For products where EPDs are available, the calculation is conceptually simple: multiply the quantity purchased (in the declared unit of the EPD — typically per tonne, per cubic metre, or per square metre) by the GWP-total figure from modules A1–A3. Summing across all purchased products with EPDs gives the primary-data-based portion of Category 1 emissions.
For products without EPDs, the company must use secondary data — generic emission factors from recognised databases, adjusted where possible for regional or technology-specific differences. The GHG Protocol and ESRS E1 both accept this approach but require transparency about data sources and quality.

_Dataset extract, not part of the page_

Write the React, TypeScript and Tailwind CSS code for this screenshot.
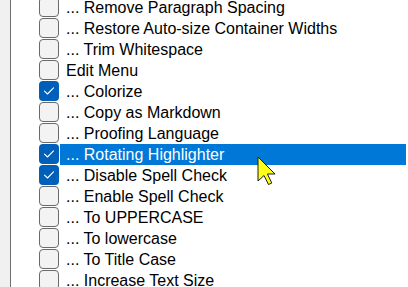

The overall Scope 3 figure for Category 1 is then the sum of primary and secondary data calculations. Over time, as more suppliers obtain EPDs, the proportion of primary data increases, and the overall accuracy and credibility of the reported figure improves. This is why forward-thinking construction companies are not just passively waiting for suppliers to provide EPDs but are actively encouraging — and in some cases financially supporting — their key suppliers’ EPD development efforts.

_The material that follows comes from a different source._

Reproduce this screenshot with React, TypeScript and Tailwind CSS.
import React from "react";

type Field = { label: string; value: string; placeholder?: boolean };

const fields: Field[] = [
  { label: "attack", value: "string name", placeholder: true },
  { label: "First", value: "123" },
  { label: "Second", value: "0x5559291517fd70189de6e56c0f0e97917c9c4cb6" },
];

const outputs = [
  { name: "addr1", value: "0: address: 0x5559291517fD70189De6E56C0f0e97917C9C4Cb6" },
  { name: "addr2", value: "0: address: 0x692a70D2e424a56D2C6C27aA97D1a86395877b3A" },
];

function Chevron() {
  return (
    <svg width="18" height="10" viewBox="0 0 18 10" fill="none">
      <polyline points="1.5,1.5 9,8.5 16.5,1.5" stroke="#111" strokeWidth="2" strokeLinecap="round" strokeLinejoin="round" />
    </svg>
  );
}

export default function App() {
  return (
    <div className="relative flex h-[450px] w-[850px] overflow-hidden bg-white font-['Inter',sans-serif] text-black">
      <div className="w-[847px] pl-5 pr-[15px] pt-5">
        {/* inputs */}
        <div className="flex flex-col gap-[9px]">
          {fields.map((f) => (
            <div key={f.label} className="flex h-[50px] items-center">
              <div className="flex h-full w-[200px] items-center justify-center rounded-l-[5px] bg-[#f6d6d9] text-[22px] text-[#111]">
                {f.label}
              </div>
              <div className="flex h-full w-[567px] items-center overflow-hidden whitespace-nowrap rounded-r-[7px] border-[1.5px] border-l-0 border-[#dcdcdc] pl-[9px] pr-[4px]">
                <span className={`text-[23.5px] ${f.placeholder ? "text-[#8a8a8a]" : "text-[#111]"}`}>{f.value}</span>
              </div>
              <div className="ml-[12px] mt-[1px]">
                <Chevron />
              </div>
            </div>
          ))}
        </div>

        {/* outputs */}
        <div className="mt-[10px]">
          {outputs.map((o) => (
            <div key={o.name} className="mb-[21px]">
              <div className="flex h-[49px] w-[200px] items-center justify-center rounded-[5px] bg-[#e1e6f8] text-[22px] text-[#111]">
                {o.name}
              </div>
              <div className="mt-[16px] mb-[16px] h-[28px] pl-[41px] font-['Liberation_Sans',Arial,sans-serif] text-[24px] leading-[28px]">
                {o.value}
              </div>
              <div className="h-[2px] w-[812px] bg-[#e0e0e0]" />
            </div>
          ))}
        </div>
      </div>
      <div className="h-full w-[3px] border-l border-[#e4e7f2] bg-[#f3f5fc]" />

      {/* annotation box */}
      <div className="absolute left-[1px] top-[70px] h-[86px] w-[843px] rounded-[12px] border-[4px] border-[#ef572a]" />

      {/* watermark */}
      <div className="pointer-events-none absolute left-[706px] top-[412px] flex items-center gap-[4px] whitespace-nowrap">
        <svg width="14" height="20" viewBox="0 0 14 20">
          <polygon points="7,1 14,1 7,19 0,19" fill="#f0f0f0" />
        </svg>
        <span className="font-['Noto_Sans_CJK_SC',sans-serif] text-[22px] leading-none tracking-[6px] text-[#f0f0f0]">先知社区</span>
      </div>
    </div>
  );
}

EPD Polska and Supply Chain Readiness
For manufacturers in Poland and Central and Eastern Europe, EPD Polska provides an accessible pathway to producing the verified environmental declarations that downstream customers increasingly require. As a recognised programme operator under EN 15804+A2, EPD Polska offers the credibility and standardisation that CSRD reporting demands.
Manufacturers that develop their EPDs through EPD Polska not only satisfy their direct customers’ data needs but also position themselves favourably in a market that is rapidly shifting toward environmental transparency. The cost of developing an EPD — while not negligible — is modest compared to the potential commercial impact of being unable to provide the environmental data that your largest customers now need for regulatory compliance.

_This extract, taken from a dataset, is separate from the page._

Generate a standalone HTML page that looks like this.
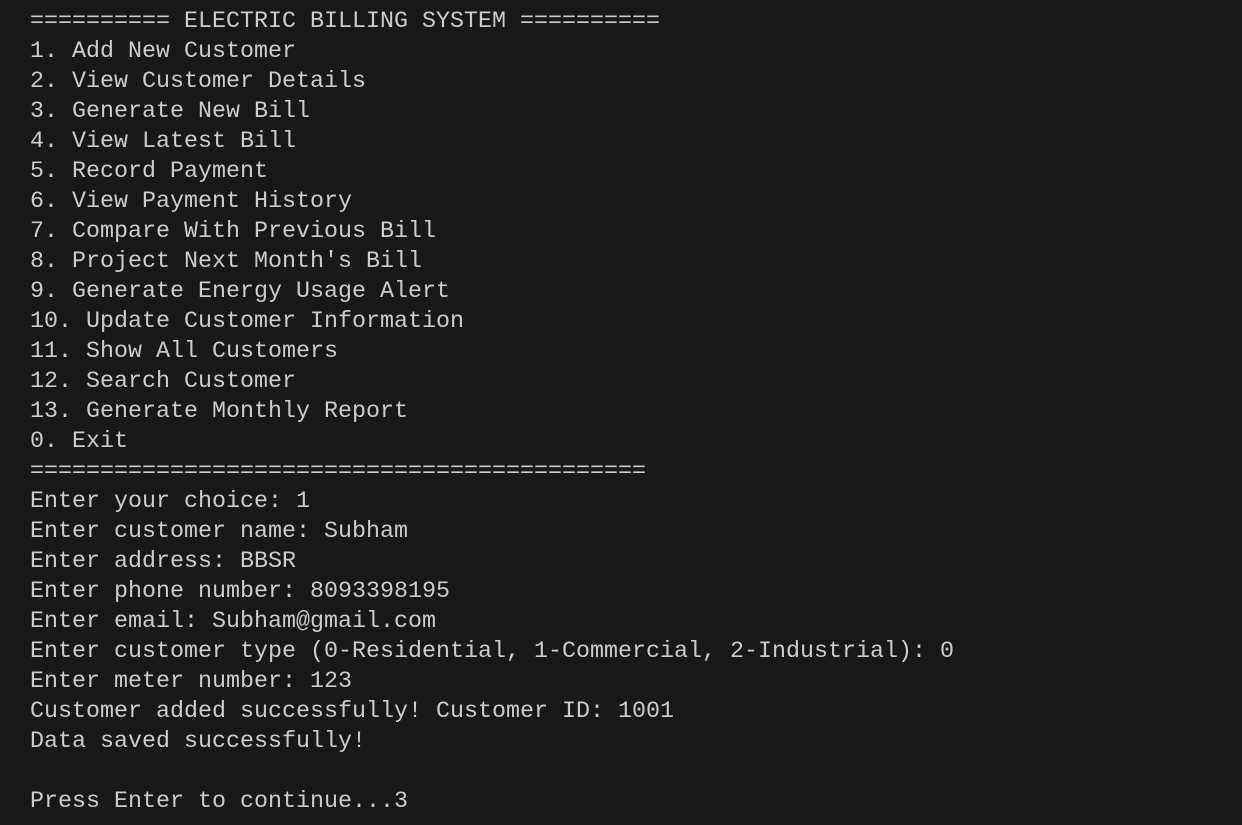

This is particularly relevant for contractors seeking supplier EPDs as part of their CSRD preparation. When a Polish steel or concrete supplier can provide a verified EPD, it removes a data gap from the contractor’s Scope 3 calculation, strengthens the contractor’s reporting, and solidifies the commercial relationship.
The Convergence: CSRD, CBAM, Taxonomy, and CPR
Scope 3 reporting under CSRD does not exist in a regulatory vacuum. It intersects with the Carbon Border Adjustment Mechanism, which requires embedded emission data for imported materials; the EU Taxonomy, which uses embodied carbon data for Do No Significant Harm assessments; and the evolving Construction Products Regulation. Across all these frameworks, the common denominator is verified, product-level environmental data — and the EPD is the established instrument for delivering it.
| Regulation | What It Requires | How EPDs Help |
|---|---|---|
| CSRD (ESRS E1) | Scope 3 GHG emission disclosure | Primary data for Category 1 purchased goods |
| CBAM | Embedded emission data for imports | Verified product-level carbon data |
| EU Taxonomy | Life cycle GWP for DNSH assessments | Building-level LCA inputs |
| CPR (revised) | Environmental performance information | Standardised EN 15804+A2 declarations |
Companies that view EPD development as serving only one regulatory purpose are undervaluing the investment. A single EPD can simultaneously support a customer’s CSRD Scope 3 reporting, facilitate CBAM compliance for cross-border trade, contribute to EU Taxonomy alignment assessments, and provide the environmental performance information that the construction market increasingly demands. The return on investment multiplies as the regulatory landscape converges around common data needs.
Frequently Asked Questions
Does the CSRD require my company to report Scope 3 emissions?
If your company falls within the scope of CSRD — generally, large EU companies and listed SMEs meeting certain size thresholds — then ESRS E1 requires disclosure of Scope 3 GHG emissions unless the company can demonstrate, through a materiality assessment, that climate change is not a material topic. For virtually all construction companies, material manufacturers, and property developers, climate change will be material, making Scope 3 disclosure effectively mandatory.
Can I use any EPD for my Scope 3 calculations, or does it need to meet specific requirements?
For maximum credibility and audit readiness, you should use EPDs that comply with EN 15804+A2 (for construction products) or ISO 14025 (for other products), that have been independently verified, and that are current (i.e., not expired). The EPD should be from the actual manufacturer of the product you purchased, not a generic or industry-average declaration. EPDs from recognised programme operators such as EPD Polska meet these criteria.
What if my suppliers do not have EPDs?
Where supplier-specific EPDs are not available, you may use secondary data sources: generic emission factors from databases such as ecoinvent, industry-average data from sector associations, or other documented estimation methods. However, you must disclose the proportion of primary versus secondary data used, and auditors will assess data quality. Encouraging key suppliers to develop EPDs is a practical strategy for improving your reporting over time.
How does Scope 3 reporting interact with carbon reduction targets?
ESRS E1 requires companies not only to report current emissions but also to disclose their climate transition plans, including emission reduction targets. For construction companies where Scope 3 dominates total emissions, meaningful reduction targets must address supply chain carbon — which means engaging with suppliers on lower-carbon materials, specifying products with better EPD performance, and designing buildings to minimise material use. Scope 3 reporting, in this sense, is the foundation for strategic decarbonisation.
Is Scope 3 reporting subject to external assurance under CSRD?
Yes. CSRD requires limited assurance of sustainability reports initially, with a transition to reasonable assurance over time. This means that your Scope 3 disclosures, including the data sources and methodologies used, will be reviewed by an external auditor. Using verified EPDs as primary data significantly strengthens the assurance case compared to relying solely on estimates or generic factors.